Master Robert plays a not altogether happy part in another scene, varicoloured and delightful:

"The holy king was at Corbeil one Pentecost, and twenty-four knights with him. The king went down after dinner into the courtyard back of the chapel, and was talking at the entrance with the Count of Brittany, the father of the present duke, whom God preserve. Master Robert de Sorbon came to seek me there, and took me by the cloak, and led me to the king, and all the other gentlemen came after us. Then I asked Master Robert: 'Master Robert, what would you?' And he said to me: 'If the king should sit down here, and you should seat yourself above him, I ask you whether you would not be to blame?' And I said, Yes.
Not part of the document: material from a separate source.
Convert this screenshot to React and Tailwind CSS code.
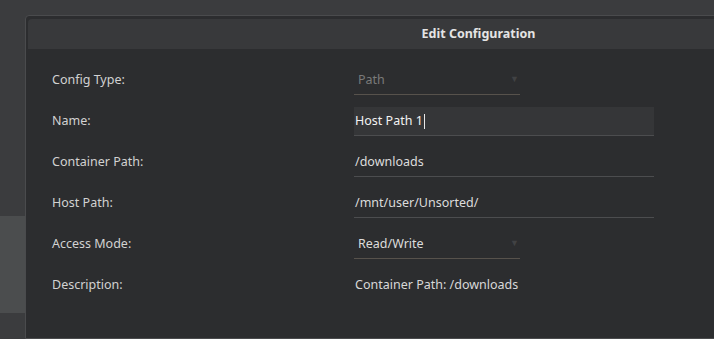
import React from "react";

const rows = [
  { label: "Config Type:", kind: "select", value: "Path", dim: true },
  { label: "Name:", kind: "input", value: "Host Path 1", focus: true },
  { label: "Container Path:", kind: "input", value: "/downloads" },
  { label: "Host Path:", kind: "input", value: "/mnt/user/Unsorted/" },
  { label: "Access Mode:", kind: "select", value: "Read/Write" },
  { label: "Description:", kind: "text", value: "Container Path: /downloads" },
];

function Field({ row }) {
  if (row.kind === "select") {
    return (
      <div className="flex h-[29px] w-[166px] items-center justify-between border-b border-[#57524c] pl-[4px] pr-[1px]">
        <span className={row.dim ? "text-[#7a7a7a]" : "text-[#dcdcdc]"}>{row.value}</span>
        <span className="mb-[3px] text-[9px] leading-none text-[#414244]">▼</span>
      </div>
    );
  }
  if (row.kind === "input") {
    return (
      <div
        className={
          "flex h-[29px] w-[300px] items-center border-b border-[#4c4d4f] pl-[1px] text-[#dcdcdc] " +
          (row.focus ? "bg-[#353638] text-[#f2f2f2]" : "")
        }
      >
        <span>{row.value}</span>
        {row.focus ? <span className="ml-[1px] h-[15px] w-px bg-[#e8e8e8]" /> : null}
      </div>
    );
  }
  return <div className="pl-[1px] text-[#d8d8d8]">{row.value}</div>;
}

export default function App() {
  return (
    <div
      className="flex h-[339px] w-[714px] overflow-hidden bg-[#3b3c3e] text-[12.5px]"
      style={{ fontFamily: '"Noto Sans", "Open Sans", sans-serif' }}
    >
      <div className="w-[25px] shrink-0">
        <div className="mt-[216px] h-[97px] bg-[#4b4d4e]" />
      </div>
      <div className="mt-[15px] w-[905px] shrink-0 rounded-tl-[4px] border border-[#4a4b4d] bg-[#2c2d2f] pl-[2px] pt-[3px]">
        <div className="flex h-[30px] items-center justify-center rounded-tl-[4px] bg-[#38393b] font-bold text-[#e4e4e4]">
          Edit Configuration
        </div>
        <div className="pt-[11px] pl-[24px]">
          {rows.map((row) => (
            <div key={row.label} className="flex h-[41px] items-center">
              <div className="w-[302px] text-[#d2d2d2]">{row.label}</div>
              <Field row={row} />
            </div>
          ))}
        </div>
      </div>
    </div>
  );
}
"And he said to me: 'Yet you lay yourself open to blame, since you are more nobly clad than the king: for you wear squirrel's fur and cloth of green, which the king does not.'

"And I said to him: 'Master Robert, saving your grace, I do nothing worthy of blame when I wear squirrel's fur and cloth of green; for it is the clothing which my father and mother left me. But you do what is to blame; for you are the son of a vilain and vilaine, and have abandoned the clothes of your father and your mother, and are clad in richer cloth than the king.' And then I took the lappet of his surcoat and that of the king's, and said to him: 'See whether I do not speak truly.' And the king set himself to defend Master Robert with all his might."

  1. The founder of the College of the Sorbonne.